=== Supplied data ===
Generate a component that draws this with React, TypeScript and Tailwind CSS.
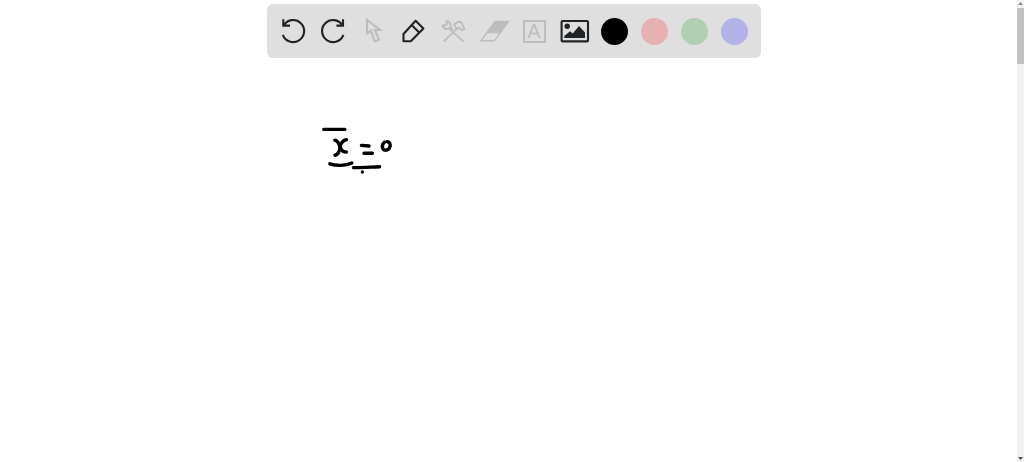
import type { ReactNode } from "react";

const ink = "#202427";
const muted = "#bdbdbd";

function Icon({ color, children }: { color: string; children: ReactNode }) {
  return (
    <svg
      viewBox="1 0 40 40"
      className="size-10"
      fill="none"
      stroke={color}
      strokeWidth="2.1"
      aria-hidden="true"
    >
      {children}
    </svg>
  );
}

const tools: { label: string; icon: ReactNode }[] = [
  {
    label: "Undo",
    icon: (
      <Icon color={ink}>
        <path d="M9.8 23.8A11 11 0 1 0 10.8 14.2M10.3 8.2V14.6H17" />
      </Icon>
    ),
  },
  {
    label: "Redo",
    icon: (
      <Icon color={ink}>
        <path d="M30.4 23.8A11 11 0 1 1 29.4 14.2M30 8.2V14.6H23.4" />
      </Icon>
    ),
  },
  {
    label: "Select",
    icon: (
      <Icon color={muted}>
        <path d="M14 9V22.4L17.8 19.4L21.6 30.4L26 28.6L21.8 19H27Z" />
      </Icon>
    ),
  },
  {
    label: "Pen",
    icon: (
      <Icon color={ink}>
        <path
          d="M10.5 23V30.2H17.8L30.4 17.5L22.6 9.8ZM18.6 14L26.2 21.6"
          strokeLinejoin="round"
        />
      </Icon>
    ),
  },
  {
    label: "Tools",
    icon: (
      <Icon color={muted}>
        <path
          d="M9.2 14C9.8 17.6 13.2 18.8 16 17.4L30.4 30.6M13.2 10C16.8 10.4 18.4 13.4 17.2 16L20 18.6M9.2 14L12.4 14.4L13.8 13L13.2 10"
          strokeWidth="1.9"
        />
        <path
          d="M10.6 30.6L24 17.4M21 13.4L25.4 10.8L28.2 11.2L31.4 18L28.6 19.4L26.2 16.8L24 18Z"
          strokeWidth="1.9"
        />
      </Icon>
    ),
  },
  {
    label: "Eraser",
    icon: (
      <Icon color={muted}>
        <path d="M22 10.5H35.4L21.4 29.8H8Z" strokeWidth="1.4" />
        <path d="M22 10.5H35.4L27.2 21.8H13.8Z" fill={muted} strokeWidth="1" />
      </Icon>
    ),
  },
  {
    label: "Text",
    icon: (
      <span className="flex size-[23px] items-center justify-center border-2 border-[#bdbdbd] font-['Liberation_Sans',sans-serif] text-xl leading-none text-[#bdbdbd]">
        A
      </span>
    ),
  },
  {
    label: "Image",
    icon: (
      <Icon color={ink}>
        <rect x="8.6" y="10" width="26.4" height="20.4" rx="1" />
        <circle cx="14.2" cy="15.2" r="2.7" fill={ink} stroke="none" />
        <path
          d="M11.3 27V25L17 20.3L19.7 22.6L26 15L32 21.6V27Z"
          fill={ink}
          stroke="none"
        />
      </Icon>
    ),
  },
];

const colors = [
  { label: "Black", swatch: "bg-black" },
  { label: "Red", swatch: "bg-[#e6b1b1]" },
  { label: "Green", swatch: "bg-[#b1cfb3]" },
  { label: "Blue", swatch: "bg-[#b3b2e6]" },
];

function Toolbar() {
  return (
    <div
      role="toolbar"
      aria-label="Drawing tools"
      className="flex items-center rounded-md bg-[#dfdfdf] p-[7px]"
    >
      {tools.map((tool) => (
        <button
          key={tool.label}
          type="button"
          aria-label={tool.label}
          className="flex size-10 items-center justify-center"
        >
          {tool.icon}
        </button>
      ))}
      {colors.map((color) => (
        <button
          key={color.label}
          type="button"
          aria-label={color.label}
          className="flex size-10 items-center justify-center"
        >
          <span className={`size-[27px] rounded-full ${color.swatch}`} />
        </button>
      ))}
    </div>
  );
}

function Handwriting() {
  return (
    <svg
      viewBox="0 0 100 70"
      className="h-[70px] w-[100px]"
      fill="none"
      stroke="#000"
      strokeWidth="3.4"
      strokeLinecap="round"
      strokeLinejoin="round"
      role="img"
      aria-label="x bar equals 0"
    >
      <path d="M13.8 14.4H34.8" />
      <path d="M24.8 25.2C28 25.4 28.8 28.4 29.8 31.2C30.2 34.6 28.6 39.6 25 40.2" />
      <path d="M36.4 24.8C32.8 25.4 30.8 28.6 30 31.6C31 35 33 37.4 36.4 37" />
      <path d="M19.8 48.8C26 51 36 51 41.8 48" />
      <path d="M51.4 30.4L59 31M54 38.2H62.4" />
      <path d="M74.6 27C71.2 29.8 71.8 35.2 75.6 35.2C80.6 35.2 82 27.4 77.4 26.8" />
      <path d="M43.4 52.6C50 52.9 62 52 69.6 51.8M52.4 57V57.1" />
    </svg>
  );
}

function Scrollbar() {
  return (
    <div
      aria-hidden="true"
      className="flex w-[7px] flex-col items-center justify-between bg-[#f1f1f1]"
    >
      <div className="flex w-full flex-col items-center">
        <svg viewBox="0 0 7 8" className="h-2 w-[7px]" fill="#8a8a8a">
          <path d="M1 5L3.5 2L6 5Z" />
        </svg>
        <div className="h-14 w-full bg-[#c1c1c1]" />
      </div>
      <svg viewBox="0 0 7 8" className="h-2 w-[7px]" fill="#505050">
        <path d="M1 3L3.5 6L6 3Z" />
      </svg>
    </div>
  );
}

export default function App() {
  return (
    <div className="flex min-h-screen bg-white">
      <main className="flex-1">
        <div className="flex justify-center pt-1 pl-[11px]">
          <Toolbar />
        </div>
        <div className="pt-[57px] pl-[310px]">
          <Handwriting />
        </div>
      </main>
      <Scrollbar />
    </div>
  );
}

=== Given problem ===
Reproduce the material above verbatim; omit every picture.

=== Task output ===
Generate a component that draws this with React, TypeScript and Tailwind CSS.
import type { ReactNode } from "react";

const ink = "#202427";
const muted = "#bdbdbd";

function Icon({ color, children }: { color: string; children: ReactNode }) {
  return (
    <svg
      viewBox="1 0 40 40"
      className="size-10"
      fill="none"
      stroke={color}
      strokeWidth="2.1"
      aria-hidden="true"
    >
      {children}
    </svg>
  );
}

const tools: { label: string; icon: ReactNode }[] = [
  {
    label: "Undo",
    icon: (
      <Icon color={ink}>
        <path d="M9.8 23.8A11 11 0 1 0 10.8 14.2M10.3 8.2V14.6H17" />
      </Icon>
    ),
  },
  {
    label: "Redo",
    icon: (
      <Icon color={ink}>
        <path d="M30.4 23.8A11 11 0 1 1 29.4 14.2M30 8.2V14.6H23.4" />
      </Icon>
    ),
  },
  {
    label: "Select",
    icon: (
      <Icon color={muted}>
        <path d="M14 9V22.4L17.8 19.4L21.6 30.4L26 28.6L21.8 19H27Z" />
      </Icon>
    ),
  },
  {
    label: "Pen",
    icon: (
      <Icon color={ink}>
        <path
          d="M10.5 23V30.2H17.8L30.4 17.5L22.6 9.8ZM18.6 14L26.2 21.6"
          strokeLinejoin="round"
        />
      </Icon>
    ),
  },
  {
    label: "Tools",
    icon: (
      <Icon color={muted}>
        <path
          d="M9.2 14C9.8 17.6 13.2 18.8 16 17.4L30.4 30.6M13.2 10C16.8 10.4 18.4 13.4 17.2 16L20 18.6M9.2 14L12.4 14.4L13.8 13L13.2 10"
          strokeWidth="1.9"
        />
        <path
          d="M10.6 30.6L24 17.4M21 13.4L25.4 10.8L28.2 11.2L31.4 18L28.6 19.4L26.2 16.8L24 18Z"
          strokeWidth="1.9"
        />
      </Icon>
    ),
  },
  {
    label: "Eraser",
    icon: (
      <Icon color={muted}>
        <path d="M22 10.5H35.4L21.4 29.8H8Z" strokeWidth="1.4" />
        <path d="M22 10.5H35.4L27.2 21.8H13.8Z" fill={muted} strokeWidth="1" />
      </Icon>
    ),
  },
  {
    label: "Text",
    icon: (
      <span className="flex size-[23px] items-center justify-center border-2 border-[#bdbdbd] font-['Liberation_Sans',sans-serif] text-xl leading-none text-[#bdbdbd]">
        A
      </span>
    ),
  },
  {
    label: "Image",
    icon: (
      <Icon color={ink}>
        <rect x="8.6" y="10" width="26.4" height="20.4" rx="1" />
        <circle cx="14.2" cy="15.2" r="2.7" fill={ink} stroke="none" />
        <path
          d="M11.3 27V25L17 20.3L19.7 22.6L26 15L32 21.6V27Z"
          fill={ink}
          stroke="none"
        />
      </Icon>
    ),
  },
];

const colors = [
  { label: "Black", swatch: "bg-black" },
  { label: "Red", swatch: "bg-[#e6b1b1]" },
  { label: "Green", swatch: "bg-[#b1cfb3]" },
  { label: "Blue", swatch: "bg-[#b3b2e6]" },
];

function Toolbar() {
  return (
    <div
      role="toolbar"
      aria-label="Drawing tools"
      className="flex items-center rounded-md bg-[#dfdfdf] p-[7px]"
    >
      {tools.map((tool) => (
        <button
          key={tool.label}
          type="button"
          aria-label={tool.label}
          className="flex size-10 items-center justify-center"
        >
          {tool.icon}
        </button>
      ))}
      {colors.map((color) => (
        <button
          key={color.label}
          type="button"
          aria-label={color.label}
          className="flex size-10 items-center justify-center"
        >
          <span className={`size-[27px] rounded-full ${color.swatch}`} />
        </button>
      ))}
    </div>
  );
}

function Handwriting() {
  return (
    <svg
      viewBox="0 0 100 70"
      className="h-[70px] w-[100px]"
      fill="none"
      stroke="#000"
      strokeWidth="3.4"
      strokeLinecap="round"
      strokeLinejoin="round"
      role="img"
      aria-label="x bar equals 0"
    >
      <path d="M13.8 14.4H34.8" />
      <path d="M24.8 25.2C28 25.4 28.8 28.4 29.8 31.2C30.2 34.6 28.6 39.6 25 40.2" />
      <path d="M36.4 24.8C32.8 25.4 30.8 28.6 30 31.6C31 35 33 37.4 36.4 37" />
      <path d="M19.8 48.8C26 51 36 51 41.8 48" />
      <path d="M51.4 30.4L59 31M54 38.2H62.4" />
      <path d="M74.6 27C71.2 29.8 71.8 35.2 75.6 35.2C80.6 35.2 82 27.4 77.4 26.8" />
      <path d="M43.4 52.6C50 52.9 62 52 69.6 51.8M52.4 57V57.1" />
    </svg>
  );
}

function Scrollbar() {
  return (
    <div
      aria-hidden="true"
      className="flex w-[7px] flex-col items-center justify-between bg-[#f1f1f1]"
    >
      <div className="flex w-full flex-col items-center">
        <svg viewBox="0 0 7 8" className="h-2 w-[7px]" fill="#8a8a8a">
          <path d="M1 5L3.5 2L6 5Z" />
        </svg>
        <div className="h-14 w-full bg-[#c1c1c1]" />
      </div>
      <svg viewBox="0 0 7 8" className="h-2 w-[7px]" fill="#505050">
        <path d="M1 3L3.5 6L6 3Z" />
      </svg>
    </div>
  );
}

export default function App() {
  return (
    <div className="flex min-h-screen bg-white">
      <main className="flex-1">
        <div className="flex justify-center pt-1 pl-[11px]">
          <Toolbar />
        </div>
        <div className="pt-[57px] pl-[310px]">
          <Handwriting />
        </div>
      </main>
      <Scrollbar />
    </div>
  );
}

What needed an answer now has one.